** START OF Given records **
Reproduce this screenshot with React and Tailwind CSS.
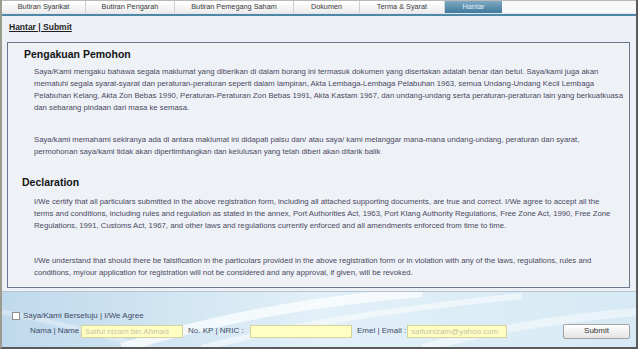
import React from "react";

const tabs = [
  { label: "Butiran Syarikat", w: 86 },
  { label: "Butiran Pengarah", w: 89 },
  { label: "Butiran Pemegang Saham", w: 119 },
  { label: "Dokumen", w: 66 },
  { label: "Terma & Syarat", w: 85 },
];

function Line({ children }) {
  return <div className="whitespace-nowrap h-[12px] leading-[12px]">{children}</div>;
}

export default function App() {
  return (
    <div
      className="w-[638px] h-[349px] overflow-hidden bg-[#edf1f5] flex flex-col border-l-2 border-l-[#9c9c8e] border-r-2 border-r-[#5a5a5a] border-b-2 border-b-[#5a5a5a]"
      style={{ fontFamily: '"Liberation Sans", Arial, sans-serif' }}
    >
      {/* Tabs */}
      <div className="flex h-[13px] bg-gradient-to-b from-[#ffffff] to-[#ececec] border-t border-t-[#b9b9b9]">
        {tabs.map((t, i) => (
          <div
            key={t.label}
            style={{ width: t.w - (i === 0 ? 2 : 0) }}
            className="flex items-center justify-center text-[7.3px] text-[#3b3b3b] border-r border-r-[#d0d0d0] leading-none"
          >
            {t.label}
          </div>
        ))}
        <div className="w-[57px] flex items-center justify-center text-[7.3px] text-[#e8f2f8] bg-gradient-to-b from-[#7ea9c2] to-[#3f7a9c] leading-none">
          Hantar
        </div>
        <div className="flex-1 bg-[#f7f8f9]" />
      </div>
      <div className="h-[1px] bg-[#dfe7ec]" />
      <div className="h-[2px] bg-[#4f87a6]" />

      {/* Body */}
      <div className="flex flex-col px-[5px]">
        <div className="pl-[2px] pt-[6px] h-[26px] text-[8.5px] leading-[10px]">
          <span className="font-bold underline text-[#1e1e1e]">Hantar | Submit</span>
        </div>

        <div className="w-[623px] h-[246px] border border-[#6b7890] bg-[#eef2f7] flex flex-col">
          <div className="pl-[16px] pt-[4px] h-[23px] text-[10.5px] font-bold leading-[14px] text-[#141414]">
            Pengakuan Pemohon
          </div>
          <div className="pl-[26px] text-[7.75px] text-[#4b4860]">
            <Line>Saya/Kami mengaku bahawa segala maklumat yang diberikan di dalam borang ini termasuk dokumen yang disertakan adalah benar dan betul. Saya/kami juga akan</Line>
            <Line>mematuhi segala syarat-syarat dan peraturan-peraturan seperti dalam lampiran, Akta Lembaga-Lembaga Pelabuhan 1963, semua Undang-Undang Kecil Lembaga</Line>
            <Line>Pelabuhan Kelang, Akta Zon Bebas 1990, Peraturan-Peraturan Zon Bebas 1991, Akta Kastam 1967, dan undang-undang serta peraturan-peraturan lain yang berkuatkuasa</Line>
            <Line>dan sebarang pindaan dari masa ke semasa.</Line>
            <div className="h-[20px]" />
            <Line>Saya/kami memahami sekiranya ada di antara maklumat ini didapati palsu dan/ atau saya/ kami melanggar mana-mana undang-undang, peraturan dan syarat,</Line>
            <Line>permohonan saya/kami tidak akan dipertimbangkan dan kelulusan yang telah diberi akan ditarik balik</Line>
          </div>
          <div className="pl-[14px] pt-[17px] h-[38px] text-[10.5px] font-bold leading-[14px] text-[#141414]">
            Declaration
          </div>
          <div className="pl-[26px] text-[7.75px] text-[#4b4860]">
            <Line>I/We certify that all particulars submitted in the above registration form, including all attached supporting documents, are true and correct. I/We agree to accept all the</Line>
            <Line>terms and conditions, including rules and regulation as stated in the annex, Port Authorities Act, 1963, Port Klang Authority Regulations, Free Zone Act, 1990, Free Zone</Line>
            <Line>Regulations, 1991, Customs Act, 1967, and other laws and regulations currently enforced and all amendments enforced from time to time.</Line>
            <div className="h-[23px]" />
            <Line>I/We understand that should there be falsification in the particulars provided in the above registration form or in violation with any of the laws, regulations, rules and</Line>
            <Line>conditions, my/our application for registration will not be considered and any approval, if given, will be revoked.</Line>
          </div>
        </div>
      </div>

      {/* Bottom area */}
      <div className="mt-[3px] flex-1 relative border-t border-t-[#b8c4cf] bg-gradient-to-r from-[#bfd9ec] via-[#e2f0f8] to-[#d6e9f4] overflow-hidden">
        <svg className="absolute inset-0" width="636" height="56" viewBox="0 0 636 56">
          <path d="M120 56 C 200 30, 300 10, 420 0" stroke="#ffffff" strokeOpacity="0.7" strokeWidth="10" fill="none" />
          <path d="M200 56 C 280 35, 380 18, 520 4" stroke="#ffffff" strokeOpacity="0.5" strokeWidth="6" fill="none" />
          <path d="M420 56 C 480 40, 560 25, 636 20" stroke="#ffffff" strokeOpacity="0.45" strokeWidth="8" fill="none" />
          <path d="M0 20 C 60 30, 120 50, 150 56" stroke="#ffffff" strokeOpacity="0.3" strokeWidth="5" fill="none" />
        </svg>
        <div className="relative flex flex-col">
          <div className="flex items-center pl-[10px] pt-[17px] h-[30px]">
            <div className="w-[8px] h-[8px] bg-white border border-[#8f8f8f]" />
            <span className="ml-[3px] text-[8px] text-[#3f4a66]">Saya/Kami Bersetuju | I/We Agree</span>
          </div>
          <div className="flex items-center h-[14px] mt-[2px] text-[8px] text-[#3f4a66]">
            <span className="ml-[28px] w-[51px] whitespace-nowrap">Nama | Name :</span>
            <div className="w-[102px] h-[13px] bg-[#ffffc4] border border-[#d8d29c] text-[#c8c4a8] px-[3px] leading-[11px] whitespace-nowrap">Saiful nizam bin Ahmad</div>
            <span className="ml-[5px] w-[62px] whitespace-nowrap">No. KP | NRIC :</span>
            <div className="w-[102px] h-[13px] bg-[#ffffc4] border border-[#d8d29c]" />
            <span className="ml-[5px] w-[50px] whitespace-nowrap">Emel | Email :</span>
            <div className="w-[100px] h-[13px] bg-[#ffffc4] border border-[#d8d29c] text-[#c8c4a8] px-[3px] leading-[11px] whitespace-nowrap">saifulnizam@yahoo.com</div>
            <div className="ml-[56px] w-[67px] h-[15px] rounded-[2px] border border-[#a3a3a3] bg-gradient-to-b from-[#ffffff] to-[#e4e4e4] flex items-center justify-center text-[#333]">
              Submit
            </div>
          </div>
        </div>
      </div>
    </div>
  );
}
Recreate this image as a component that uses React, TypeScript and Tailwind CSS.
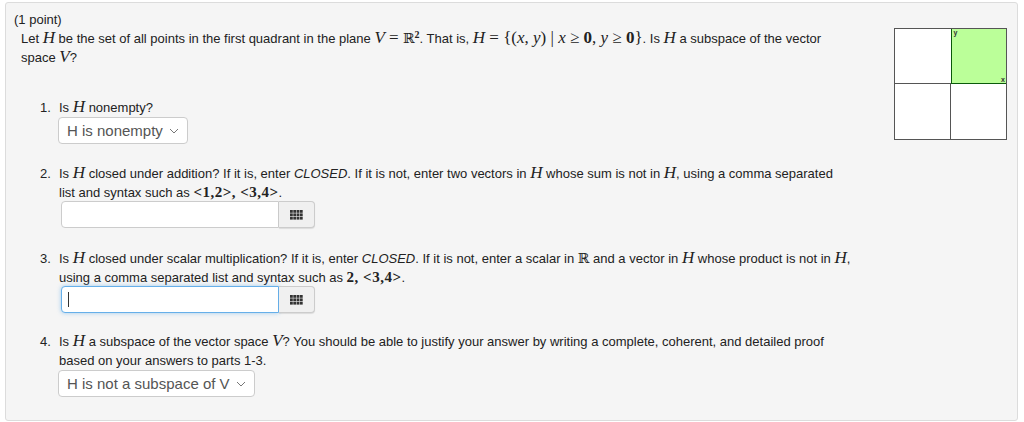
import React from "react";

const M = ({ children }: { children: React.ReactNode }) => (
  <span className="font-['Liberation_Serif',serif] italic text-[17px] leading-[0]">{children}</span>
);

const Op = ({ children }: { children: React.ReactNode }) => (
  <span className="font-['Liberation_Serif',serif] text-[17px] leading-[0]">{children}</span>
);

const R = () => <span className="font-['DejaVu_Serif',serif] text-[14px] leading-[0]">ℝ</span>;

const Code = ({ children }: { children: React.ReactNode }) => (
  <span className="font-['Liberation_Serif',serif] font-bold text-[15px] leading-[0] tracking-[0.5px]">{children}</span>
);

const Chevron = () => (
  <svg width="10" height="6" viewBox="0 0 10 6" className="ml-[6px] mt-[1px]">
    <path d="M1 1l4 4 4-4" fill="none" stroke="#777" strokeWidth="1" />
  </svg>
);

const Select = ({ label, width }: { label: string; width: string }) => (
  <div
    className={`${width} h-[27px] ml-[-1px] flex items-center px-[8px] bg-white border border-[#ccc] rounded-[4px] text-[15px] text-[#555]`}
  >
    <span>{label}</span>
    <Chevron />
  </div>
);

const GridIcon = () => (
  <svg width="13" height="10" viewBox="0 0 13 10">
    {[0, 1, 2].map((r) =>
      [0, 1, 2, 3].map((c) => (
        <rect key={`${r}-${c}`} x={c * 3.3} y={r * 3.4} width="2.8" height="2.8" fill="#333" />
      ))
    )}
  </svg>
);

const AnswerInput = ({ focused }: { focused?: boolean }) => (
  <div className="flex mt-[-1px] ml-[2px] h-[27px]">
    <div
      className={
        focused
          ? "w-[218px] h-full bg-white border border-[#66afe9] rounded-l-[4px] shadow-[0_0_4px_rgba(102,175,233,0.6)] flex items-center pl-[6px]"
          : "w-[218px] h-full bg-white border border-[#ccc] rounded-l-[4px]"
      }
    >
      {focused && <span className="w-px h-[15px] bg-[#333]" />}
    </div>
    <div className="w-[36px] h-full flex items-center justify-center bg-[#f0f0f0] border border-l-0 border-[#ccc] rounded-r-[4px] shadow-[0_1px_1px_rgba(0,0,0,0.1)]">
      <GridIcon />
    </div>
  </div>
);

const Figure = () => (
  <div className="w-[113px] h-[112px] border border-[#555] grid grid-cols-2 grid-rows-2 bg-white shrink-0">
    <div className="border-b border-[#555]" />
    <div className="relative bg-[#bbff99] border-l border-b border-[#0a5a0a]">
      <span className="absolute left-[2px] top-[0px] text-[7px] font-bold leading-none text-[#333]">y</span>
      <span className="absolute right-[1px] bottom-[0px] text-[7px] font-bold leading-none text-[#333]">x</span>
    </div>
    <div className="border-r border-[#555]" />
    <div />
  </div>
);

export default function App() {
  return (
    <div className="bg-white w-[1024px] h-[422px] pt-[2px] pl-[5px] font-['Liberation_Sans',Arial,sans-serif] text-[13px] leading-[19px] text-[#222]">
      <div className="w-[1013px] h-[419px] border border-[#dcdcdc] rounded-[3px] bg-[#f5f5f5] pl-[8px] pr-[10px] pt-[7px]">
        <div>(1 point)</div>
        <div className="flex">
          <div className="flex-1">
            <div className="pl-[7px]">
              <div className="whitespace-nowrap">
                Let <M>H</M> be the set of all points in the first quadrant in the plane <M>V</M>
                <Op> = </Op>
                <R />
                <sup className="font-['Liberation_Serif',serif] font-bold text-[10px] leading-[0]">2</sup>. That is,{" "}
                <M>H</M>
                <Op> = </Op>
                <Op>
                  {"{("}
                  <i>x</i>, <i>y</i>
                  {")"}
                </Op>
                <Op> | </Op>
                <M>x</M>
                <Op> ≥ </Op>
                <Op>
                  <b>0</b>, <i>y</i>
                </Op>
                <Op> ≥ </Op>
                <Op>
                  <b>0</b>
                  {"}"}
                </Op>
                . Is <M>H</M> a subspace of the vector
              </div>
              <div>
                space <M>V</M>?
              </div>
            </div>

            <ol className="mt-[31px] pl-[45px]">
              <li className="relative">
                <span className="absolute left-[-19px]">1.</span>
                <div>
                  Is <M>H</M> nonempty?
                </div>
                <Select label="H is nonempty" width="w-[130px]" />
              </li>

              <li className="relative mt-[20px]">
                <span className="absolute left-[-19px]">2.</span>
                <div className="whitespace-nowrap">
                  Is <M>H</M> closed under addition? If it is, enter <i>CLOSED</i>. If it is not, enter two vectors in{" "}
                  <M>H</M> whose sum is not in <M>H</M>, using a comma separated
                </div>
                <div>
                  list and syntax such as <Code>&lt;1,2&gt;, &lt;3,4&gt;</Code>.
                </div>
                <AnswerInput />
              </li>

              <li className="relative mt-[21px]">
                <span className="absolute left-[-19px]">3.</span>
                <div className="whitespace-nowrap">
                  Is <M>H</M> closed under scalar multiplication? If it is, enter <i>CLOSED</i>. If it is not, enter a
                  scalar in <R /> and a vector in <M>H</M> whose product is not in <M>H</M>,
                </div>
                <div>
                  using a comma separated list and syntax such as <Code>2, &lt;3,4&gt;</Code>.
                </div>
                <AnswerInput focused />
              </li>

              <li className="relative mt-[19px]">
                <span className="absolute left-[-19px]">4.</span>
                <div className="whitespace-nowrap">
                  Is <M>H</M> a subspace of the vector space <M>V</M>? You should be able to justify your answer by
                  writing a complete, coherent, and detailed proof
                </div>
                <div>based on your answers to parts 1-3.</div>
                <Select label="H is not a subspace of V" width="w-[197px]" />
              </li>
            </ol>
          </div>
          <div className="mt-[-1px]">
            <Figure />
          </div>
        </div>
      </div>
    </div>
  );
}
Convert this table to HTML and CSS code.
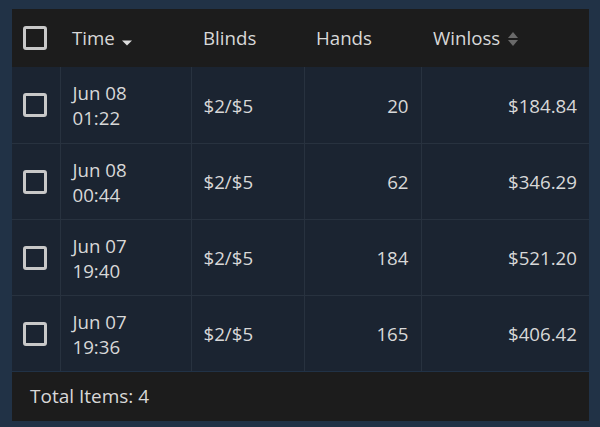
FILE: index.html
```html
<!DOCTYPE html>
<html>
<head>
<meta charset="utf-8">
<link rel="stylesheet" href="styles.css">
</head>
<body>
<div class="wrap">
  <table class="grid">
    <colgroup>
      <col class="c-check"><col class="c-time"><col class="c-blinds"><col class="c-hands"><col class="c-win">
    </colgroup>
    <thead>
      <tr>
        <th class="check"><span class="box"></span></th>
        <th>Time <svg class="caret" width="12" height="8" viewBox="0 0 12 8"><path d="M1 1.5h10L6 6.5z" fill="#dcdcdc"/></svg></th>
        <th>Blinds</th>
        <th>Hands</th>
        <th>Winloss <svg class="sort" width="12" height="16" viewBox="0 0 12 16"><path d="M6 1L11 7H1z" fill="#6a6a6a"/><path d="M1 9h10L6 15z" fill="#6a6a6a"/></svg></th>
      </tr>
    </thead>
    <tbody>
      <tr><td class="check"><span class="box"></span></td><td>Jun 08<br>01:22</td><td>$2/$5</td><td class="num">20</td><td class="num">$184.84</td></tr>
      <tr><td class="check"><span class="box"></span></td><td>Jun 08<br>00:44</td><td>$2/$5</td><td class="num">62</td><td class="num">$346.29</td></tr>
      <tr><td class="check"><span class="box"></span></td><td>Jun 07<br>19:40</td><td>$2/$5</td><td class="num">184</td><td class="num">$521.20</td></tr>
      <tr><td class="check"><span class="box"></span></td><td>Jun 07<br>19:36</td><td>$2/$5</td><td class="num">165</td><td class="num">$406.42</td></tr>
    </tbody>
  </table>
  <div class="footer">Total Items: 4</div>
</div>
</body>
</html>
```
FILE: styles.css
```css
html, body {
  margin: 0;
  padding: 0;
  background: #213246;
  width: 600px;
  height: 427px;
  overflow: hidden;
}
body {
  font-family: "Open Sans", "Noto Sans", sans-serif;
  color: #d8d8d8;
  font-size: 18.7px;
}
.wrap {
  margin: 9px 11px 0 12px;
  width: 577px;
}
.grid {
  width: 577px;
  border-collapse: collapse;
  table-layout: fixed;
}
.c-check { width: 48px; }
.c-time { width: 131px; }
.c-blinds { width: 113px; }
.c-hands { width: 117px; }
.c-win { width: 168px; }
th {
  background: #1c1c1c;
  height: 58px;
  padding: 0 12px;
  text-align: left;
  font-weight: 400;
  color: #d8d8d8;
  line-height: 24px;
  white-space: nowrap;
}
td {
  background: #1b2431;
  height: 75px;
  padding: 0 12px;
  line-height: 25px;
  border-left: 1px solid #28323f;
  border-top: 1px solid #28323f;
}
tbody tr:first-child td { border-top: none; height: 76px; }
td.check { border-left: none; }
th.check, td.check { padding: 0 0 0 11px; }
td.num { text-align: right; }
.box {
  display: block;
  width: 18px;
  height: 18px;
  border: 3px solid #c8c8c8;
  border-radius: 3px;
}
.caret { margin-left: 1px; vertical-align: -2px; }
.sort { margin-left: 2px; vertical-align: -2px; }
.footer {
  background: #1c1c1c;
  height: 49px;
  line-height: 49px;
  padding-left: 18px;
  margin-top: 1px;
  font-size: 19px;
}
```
** END OF Given records **
=== What the exercise asks ===
Figure out how many lines of the data above include "React", then give the number and nothing more.

=== Task result ===
7